The cash-flow statement shows total proceeds from digital-asset sales of $1.46 billion for the quarter, suggesting the company also unwound a portion of its lending book. MARA’s bitcoin holdings, direct and receivable combined, fell to 35,303 BTC as of March 31, down from 53,822 at the end of 2025.
The proceeds appear to have gone primarily toward debt reduction and the company’s AI buildout. The filing shows MARA used $912.8 million during the quarter to repay convertible notes and another $350 million to pay down its line of credit.
Three deals, one direction
The most concrete evidence of where MARA is heading sits in three transactions executed during or just after the quarter.
In February, the company closed its acquisition of a controlling stake in Exaion SaS, a French AI and HPC infrastructure operator previously owned by EDF Pulse Holding, the digital arm of state-controlled utility EDF. Total cash consideration came to roughly $174.5 million (€148.0 million), with a potential follow-on equity infusion of up to $129.7 million tied to certain conditions. The deal gives MARA a European foothold in sovereign cloud and AI infrastructure.
Six days later, on February 26, MARA signed a strategic agreement with Starwood Digital Ventures, the data-center development platform of real-estate investment firm Starwood Capital.
Under the joint venture structure, MARA contributes power-rich sites from its existing portfolio and can retain up to a 50% interest, while Starwood handles engineering, construction, hyperscale tenant sourcing, and operations.
The biggest move came in late April, after the quarter closed. MARA agreed to acquire Long Ridge Energy & Power for $1.5 billion, an Ohio-based natural-gas power plant operator. MARA says the Long Ridge site alone could support up to 600 megawatts of AI computing capacity over time.
The filing notes the deal is being financed in part through a senior secured bridge term loan facility, adding to a debt stack that already includes $2.2 billion in long-term notes payable.
Writing down the mining business
The pivot is also visible in the cost line. MARA recorded $45.9 million in restructuring charges during the quarter as part of what it is calling the “2026 Restructuring Plan.” Of that, $41.8 million was a write-down on mining rigs and equipment tied to the elimination of certain business activities, with the remaining $3.9 million going to employee severance.
The company also took an additional $20.1 million in accelerated depreciation on mining rigs after revising downward their expected useful life.

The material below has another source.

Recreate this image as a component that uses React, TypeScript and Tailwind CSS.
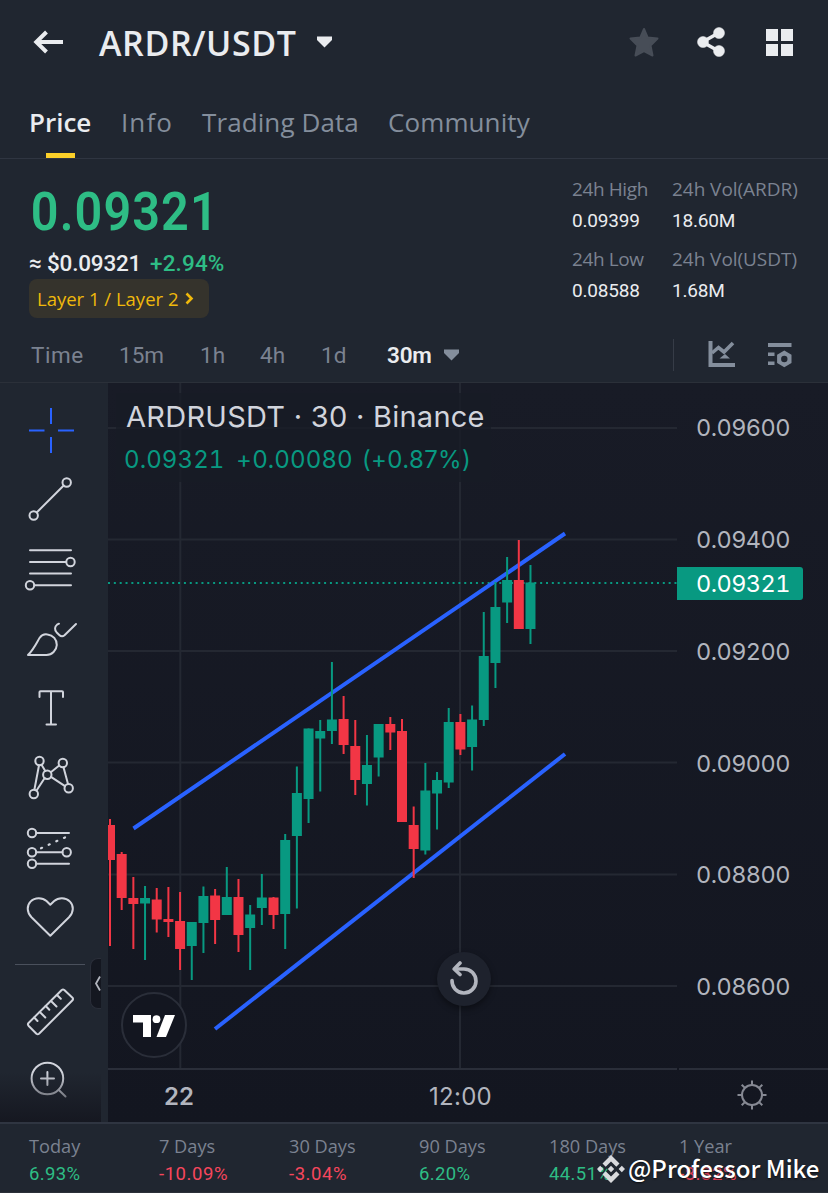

The model MARA appears to be working toward is co-location: keeping AI and HPC infrastructure on the same sites as its existing mining operations, generating mining revenue in the short term while preserving the optionality to shift power capacity toward AI workloads as customer demand materializes. The company now operates 19 data centers across four continents, totaling around 1.9 gigawatts of energy capacity.
What it means for the sector
The bigger picture for the broader mining industry is harder to ignore. With Bitcoin mining economics squeezed by the April 2024 halving and another tough quarter for the spot price, the largest publicly traded miners are increasingly being valued less on hash rate and more on power contracts, real estate, and their credibility as AI compute providers.
For MARA specifically, the question now facing investors is execution. The Long Ridge acquisition, the Starwood joint venture, and the Exaion deal collectively give the company a meaningfully more diversified base than it had even six months ago.
But with significant convertible debt still outstanding, a $463.3 million valuation allowance now sitting against its deferred tax assets, and a bitcoin treasury that remains the most volatile line item on the balance sheet, the company’s return to sustained profitability is unlikely to come in a straight line.
The full quarterly filing, including subsequent events disclosures, is available in MARA’s Q1 2026 10-Q on the company’s investor relations site.